◆ Set exercise ◆
Present every line in which the string "html" appears.
begin Source records
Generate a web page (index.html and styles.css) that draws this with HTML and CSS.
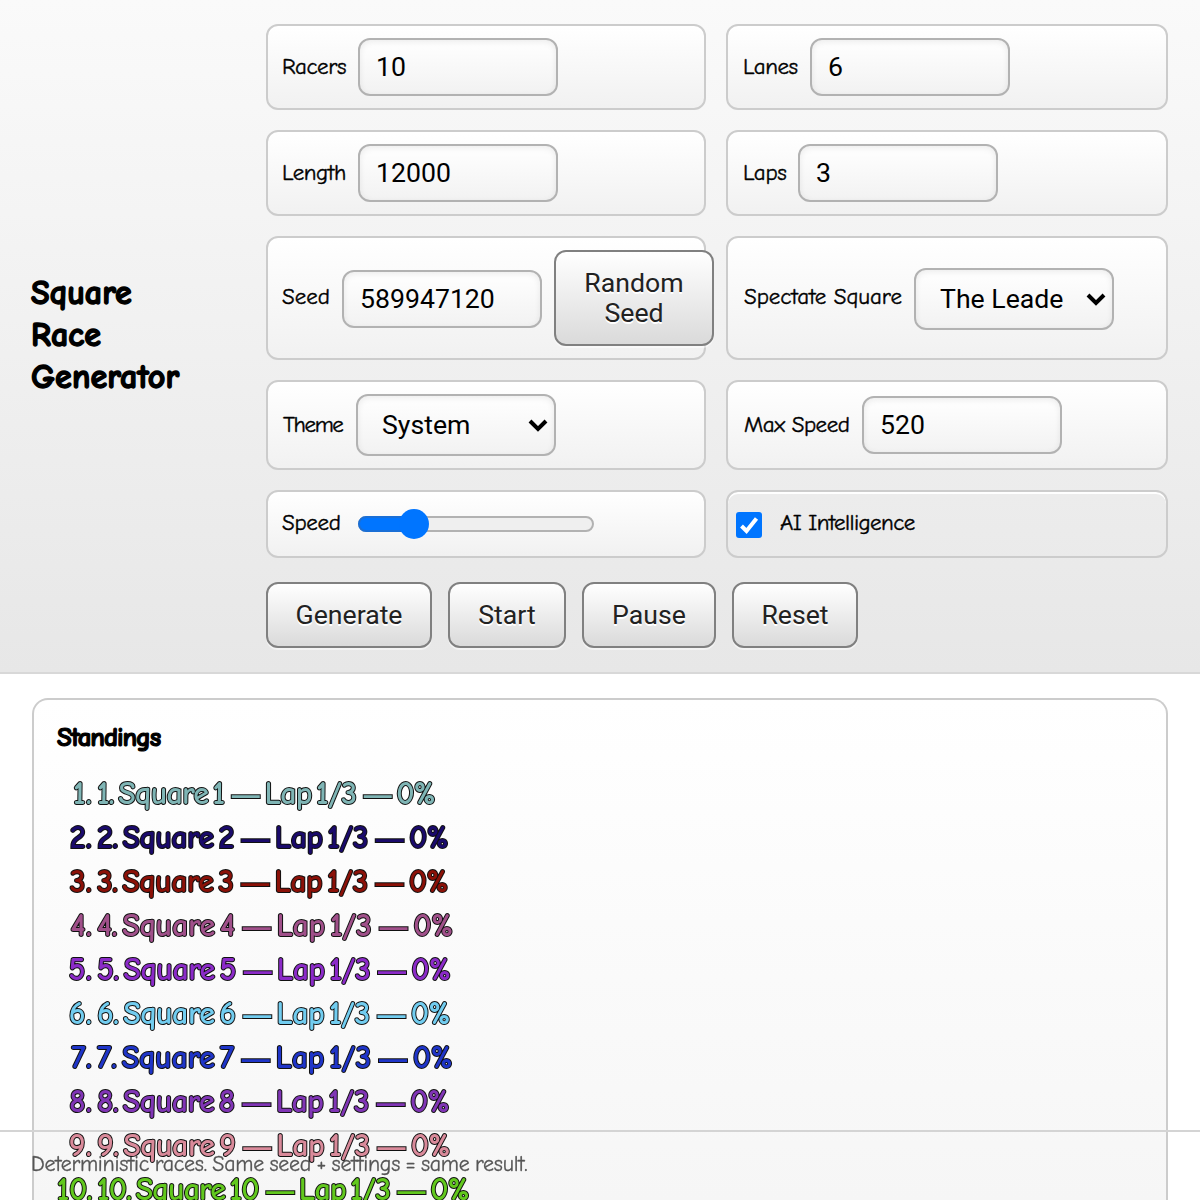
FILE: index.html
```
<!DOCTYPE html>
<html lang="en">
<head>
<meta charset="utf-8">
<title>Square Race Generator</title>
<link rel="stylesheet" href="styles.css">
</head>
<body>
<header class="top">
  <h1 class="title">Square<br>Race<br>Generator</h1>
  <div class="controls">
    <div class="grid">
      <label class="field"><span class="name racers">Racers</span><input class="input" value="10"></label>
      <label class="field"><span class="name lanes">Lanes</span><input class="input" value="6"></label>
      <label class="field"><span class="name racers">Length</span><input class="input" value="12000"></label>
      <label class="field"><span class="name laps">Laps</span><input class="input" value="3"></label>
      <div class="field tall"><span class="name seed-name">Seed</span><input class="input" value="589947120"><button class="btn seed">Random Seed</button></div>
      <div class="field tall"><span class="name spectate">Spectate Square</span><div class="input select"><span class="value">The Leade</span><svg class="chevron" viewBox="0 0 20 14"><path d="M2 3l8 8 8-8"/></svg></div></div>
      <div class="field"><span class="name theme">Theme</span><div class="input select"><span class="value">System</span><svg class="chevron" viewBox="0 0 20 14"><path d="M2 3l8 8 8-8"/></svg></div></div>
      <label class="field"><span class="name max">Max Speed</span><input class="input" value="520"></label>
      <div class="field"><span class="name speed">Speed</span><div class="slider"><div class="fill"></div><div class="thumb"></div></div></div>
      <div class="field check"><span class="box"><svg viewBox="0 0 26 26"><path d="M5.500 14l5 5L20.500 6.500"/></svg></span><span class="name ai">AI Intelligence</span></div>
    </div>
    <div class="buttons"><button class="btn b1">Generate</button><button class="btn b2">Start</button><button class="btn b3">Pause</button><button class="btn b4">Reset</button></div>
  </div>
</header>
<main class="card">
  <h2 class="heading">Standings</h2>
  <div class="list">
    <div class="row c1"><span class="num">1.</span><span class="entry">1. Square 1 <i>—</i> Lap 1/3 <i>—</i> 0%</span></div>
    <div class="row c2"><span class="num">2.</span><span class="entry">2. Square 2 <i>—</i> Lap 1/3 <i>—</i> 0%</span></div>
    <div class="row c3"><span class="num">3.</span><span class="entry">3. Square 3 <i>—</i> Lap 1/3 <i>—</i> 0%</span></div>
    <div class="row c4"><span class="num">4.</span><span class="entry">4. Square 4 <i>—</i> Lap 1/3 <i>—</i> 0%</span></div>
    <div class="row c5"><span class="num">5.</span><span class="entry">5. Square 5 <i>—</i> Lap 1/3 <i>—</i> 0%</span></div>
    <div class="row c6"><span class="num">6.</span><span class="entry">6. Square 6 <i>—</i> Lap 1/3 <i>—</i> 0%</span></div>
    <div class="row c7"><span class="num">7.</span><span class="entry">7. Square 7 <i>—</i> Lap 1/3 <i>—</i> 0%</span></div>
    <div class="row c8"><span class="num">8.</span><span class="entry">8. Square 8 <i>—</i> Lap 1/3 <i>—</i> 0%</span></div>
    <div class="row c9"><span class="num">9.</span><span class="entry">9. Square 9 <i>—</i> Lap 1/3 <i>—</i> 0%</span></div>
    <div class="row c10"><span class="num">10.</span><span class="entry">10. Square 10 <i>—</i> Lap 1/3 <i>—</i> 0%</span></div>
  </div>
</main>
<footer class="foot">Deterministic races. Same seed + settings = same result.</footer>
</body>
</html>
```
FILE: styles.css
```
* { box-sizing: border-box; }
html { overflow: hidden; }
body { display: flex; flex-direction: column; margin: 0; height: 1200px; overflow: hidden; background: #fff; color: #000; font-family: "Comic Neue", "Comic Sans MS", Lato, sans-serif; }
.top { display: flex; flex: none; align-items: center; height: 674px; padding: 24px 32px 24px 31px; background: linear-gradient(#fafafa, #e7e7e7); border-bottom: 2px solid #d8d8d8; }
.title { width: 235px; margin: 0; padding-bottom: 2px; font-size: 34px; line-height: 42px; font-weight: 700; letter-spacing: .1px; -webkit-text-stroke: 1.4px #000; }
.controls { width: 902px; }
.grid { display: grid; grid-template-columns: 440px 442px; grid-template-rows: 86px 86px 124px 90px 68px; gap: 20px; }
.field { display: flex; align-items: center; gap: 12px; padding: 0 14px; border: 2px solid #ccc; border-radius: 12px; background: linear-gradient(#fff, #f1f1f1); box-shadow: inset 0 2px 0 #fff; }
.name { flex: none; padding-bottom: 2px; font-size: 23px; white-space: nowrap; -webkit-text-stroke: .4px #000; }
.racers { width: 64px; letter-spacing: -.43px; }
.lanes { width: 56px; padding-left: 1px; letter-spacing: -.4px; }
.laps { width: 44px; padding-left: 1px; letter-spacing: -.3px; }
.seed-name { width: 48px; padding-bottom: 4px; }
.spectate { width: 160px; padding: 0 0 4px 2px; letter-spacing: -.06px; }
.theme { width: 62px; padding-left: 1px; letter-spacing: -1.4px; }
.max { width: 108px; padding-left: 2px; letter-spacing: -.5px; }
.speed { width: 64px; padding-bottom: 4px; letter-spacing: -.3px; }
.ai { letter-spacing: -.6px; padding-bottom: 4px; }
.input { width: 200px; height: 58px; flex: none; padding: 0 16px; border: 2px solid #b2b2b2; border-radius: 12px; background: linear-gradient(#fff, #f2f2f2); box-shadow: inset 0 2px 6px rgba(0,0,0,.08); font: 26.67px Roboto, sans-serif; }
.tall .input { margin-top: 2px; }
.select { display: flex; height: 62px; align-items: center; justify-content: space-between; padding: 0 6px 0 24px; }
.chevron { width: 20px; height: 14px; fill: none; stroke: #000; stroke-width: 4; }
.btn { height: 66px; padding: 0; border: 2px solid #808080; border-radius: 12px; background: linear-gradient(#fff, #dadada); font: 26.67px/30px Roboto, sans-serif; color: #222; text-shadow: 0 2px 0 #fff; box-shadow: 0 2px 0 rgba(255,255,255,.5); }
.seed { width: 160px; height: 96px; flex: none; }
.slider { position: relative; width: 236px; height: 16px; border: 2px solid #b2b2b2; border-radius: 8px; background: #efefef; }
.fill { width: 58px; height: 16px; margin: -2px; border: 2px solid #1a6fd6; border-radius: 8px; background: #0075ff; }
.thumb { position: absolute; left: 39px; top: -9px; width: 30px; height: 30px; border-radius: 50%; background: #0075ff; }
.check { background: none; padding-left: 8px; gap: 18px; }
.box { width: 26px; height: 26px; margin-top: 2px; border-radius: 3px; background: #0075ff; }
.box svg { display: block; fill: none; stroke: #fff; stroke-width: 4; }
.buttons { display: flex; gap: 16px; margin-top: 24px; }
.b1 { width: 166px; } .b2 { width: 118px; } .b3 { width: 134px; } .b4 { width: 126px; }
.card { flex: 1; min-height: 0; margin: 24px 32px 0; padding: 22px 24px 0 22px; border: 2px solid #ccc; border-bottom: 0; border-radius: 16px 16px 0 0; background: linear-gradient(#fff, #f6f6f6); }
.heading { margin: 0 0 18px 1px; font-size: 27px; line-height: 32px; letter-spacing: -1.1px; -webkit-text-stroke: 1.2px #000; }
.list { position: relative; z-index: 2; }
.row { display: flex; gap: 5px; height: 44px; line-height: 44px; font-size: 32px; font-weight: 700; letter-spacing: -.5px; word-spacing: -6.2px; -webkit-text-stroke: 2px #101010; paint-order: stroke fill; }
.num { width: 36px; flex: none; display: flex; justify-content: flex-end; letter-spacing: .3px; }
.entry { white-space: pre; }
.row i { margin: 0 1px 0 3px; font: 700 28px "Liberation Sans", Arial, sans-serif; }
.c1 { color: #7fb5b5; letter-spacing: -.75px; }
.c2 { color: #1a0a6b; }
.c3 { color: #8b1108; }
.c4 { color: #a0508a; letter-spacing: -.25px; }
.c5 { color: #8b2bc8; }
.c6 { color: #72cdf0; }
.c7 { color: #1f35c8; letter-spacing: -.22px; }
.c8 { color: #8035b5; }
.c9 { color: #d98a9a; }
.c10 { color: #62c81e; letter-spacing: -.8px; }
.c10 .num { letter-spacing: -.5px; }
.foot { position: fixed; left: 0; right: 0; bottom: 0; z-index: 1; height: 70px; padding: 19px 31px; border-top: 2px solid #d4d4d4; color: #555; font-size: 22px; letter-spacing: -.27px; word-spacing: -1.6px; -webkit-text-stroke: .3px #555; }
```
end Source records
begin Source records
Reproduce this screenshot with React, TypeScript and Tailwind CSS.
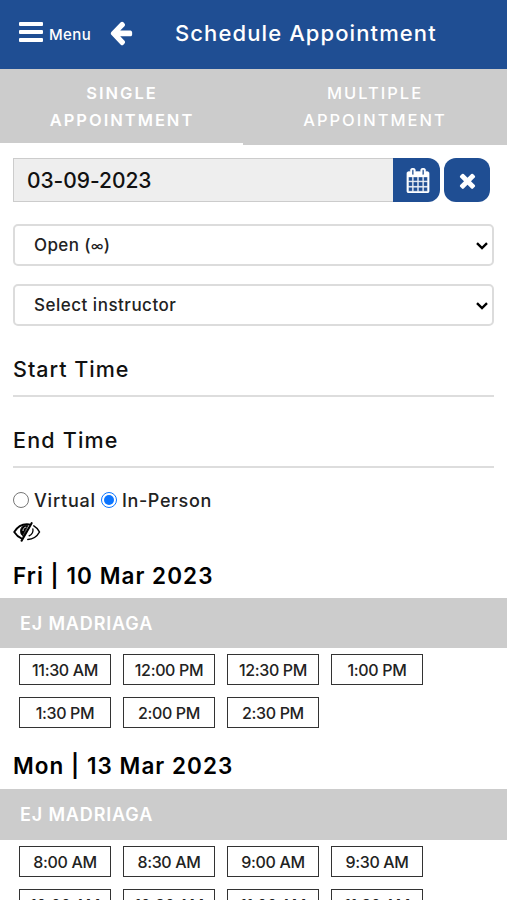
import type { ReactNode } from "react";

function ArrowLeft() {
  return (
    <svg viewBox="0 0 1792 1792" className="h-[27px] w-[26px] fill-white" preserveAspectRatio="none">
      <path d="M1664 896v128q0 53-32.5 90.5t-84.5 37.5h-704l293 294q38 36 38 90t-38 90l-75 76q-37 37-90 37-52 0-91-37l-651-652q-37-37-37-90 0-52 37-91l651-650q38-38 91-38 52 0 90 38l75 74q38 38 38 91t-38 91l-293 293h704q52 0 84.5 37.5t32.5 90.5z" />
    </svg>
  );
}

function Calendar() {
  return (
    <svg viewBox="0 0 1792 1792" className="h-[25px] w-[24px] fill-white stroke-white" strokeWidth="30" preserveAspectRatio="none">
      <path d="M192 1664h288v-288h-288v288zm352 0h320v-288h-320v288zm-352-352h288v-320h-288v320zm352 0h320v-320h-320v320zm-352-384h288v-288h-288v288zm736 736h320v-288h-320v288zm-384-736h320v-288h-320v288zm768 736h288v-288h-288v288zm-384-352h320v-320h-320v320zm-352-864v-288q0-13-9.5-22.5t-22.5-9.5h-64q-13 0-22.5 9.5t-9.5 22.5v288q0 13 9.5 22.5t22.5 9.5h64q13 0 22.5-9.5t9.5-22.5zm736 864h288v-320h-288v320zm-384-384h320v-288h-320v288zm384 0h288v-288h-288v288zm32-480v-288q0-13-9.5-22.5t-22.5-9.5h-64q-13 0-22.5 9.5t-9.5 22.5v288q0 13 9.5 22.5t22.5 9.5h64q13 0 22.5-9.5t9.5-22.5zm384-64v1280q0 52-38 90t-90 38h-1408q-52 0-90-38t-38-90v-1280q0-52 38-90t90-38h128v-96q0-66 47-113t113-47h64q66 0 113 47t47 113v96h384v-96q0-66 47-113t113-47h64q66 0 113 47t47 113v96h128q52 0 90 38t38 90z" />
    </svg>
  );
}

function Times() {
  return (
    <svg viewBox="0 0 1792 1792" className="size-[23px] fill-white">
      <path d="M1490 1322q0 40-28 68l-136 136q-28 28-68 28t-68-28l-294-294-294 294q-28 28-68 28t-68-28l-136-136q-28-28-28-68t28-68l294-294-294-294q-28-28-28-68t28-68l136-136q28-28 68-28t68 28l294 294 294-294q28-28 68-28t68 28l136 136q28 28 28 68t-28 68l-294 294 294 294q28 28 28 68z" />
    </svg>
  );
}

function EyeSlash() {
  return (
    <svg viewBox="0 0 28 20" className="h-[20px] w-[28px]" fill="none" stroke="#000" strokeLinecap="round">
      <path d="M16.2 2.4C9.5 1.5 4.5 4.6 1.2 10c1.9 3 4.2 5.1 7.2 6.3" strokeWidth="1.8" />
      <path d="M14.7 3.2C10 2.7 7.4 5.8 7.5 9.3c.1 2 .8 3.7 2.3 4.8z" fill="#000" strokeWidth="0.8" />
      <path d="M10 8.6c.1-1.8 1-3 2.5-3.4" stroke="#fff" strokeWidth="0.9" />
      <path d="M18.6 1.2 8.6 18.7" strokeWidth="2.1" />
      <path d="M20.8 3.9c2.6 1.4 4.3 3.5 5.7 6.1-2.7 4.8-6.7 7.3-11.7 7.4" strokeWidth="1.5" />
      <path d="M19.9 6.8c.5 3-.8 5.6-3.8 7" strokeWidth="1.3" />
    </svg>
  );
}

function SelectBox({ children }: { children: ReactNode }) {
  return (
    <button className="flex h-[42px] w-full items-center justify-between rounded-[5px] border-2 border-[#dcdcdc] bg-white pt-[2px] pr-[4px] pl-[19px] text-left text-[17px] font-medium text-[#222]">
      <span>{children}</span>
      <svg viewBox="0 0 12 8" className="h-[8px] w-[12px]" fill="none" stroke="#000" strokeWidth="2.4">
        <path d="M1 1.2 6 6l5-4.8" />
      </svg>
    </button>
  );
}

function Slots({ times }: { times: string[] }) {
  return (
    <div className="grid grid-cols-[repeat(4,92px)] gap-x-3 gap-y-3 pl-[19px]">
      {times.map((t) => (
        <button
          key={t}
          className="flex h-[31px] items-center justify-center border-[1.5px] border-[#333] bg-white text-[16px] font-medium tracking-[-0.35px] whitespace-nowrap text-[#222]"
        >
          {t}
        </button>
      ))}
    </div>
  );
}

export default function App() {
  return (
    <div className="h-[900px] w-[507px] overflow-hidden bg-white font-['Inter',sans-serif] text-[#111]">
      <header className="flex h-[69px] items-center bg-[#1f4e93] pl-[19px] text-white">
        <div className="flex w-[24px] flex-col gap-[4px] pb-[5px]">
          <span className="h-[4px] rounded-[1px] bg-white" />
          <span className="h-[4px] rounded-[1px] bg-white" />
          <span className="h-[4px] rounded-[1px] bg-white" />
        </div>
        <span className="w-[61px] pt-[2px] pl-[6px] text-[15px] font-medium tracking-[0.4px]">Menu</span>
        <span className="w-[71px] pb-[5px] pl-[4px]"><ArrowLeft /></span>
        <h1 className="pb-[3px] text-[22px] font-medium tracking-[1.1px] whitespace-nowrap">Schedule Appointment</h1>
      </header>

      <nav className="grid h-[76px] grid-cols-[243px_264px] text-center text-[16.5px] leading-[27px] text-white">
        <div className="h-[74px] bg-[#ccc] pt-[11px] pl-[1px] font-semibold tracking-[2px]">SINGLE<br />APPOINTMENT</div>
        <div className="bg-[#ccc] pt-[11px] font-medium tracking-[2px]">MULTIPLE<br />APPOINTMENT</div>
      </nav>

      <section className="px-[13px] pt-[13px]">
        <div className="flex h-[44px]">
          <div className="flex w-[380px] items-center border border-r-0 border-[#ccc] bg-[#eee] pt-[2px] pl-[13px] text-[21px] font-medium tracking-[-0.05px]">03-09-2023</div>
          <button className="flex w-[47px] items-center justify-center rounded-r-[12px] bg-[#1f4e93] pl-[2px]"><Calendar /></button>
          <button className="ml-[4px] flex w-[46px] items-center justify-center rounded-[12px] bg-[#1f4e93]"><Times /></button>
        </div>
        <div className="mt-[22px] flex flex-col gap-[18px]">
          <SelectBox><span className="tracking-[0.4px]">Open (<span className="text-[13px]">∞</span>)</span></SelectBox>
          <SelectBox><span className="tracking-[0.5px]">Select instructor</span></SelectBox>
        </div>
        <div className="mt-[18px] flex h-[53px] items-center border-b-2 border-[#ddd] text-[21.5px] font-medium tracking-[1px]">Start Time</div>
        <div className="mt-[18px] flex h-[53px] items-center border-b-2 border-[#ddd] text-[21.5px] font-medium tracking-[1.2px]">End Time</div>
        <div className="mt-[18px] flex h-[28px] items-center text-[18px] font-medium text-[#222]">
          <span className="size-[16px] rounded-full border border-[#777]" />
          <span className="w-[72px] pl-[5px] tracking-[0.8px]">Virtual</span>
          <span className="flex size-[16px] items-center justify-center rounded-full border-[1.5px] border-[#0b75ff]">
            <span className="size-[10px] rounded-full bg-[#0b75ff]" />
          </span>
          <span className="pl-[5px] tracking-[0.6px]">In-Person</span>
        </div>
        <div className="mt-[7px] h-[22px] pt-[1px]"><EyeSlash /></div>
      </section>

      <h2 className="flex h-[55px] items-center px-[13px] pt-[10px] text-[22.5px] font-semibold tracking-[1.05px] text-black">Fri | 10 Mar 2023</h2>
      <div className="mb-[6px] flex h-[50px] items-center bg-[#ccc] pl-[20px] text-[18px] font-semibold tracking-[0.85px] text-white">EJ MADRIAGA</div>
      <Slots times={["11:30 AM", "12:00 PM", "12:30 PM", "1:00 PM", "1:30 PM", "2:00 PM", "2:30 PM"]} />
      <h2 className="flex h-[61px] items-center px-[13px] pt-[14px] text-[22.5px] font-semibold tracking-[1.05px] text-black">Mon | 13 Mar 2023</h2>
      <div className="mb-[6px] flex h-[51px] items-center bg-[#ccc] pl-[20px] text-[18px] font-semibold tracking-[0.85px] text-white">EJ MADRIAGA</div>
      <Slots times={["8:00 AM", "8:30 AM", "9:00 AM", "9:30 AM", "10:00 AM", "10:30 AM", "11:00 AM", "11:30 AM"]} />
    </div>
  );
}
end Source records
◆ Output ◆
Generate a web page (index.html and styles.css) that draws this with HTML and CSS.
FILE: index.html
<!DOCTYPE html>
<html lang="en">
</html>
html { overflow: hidden; }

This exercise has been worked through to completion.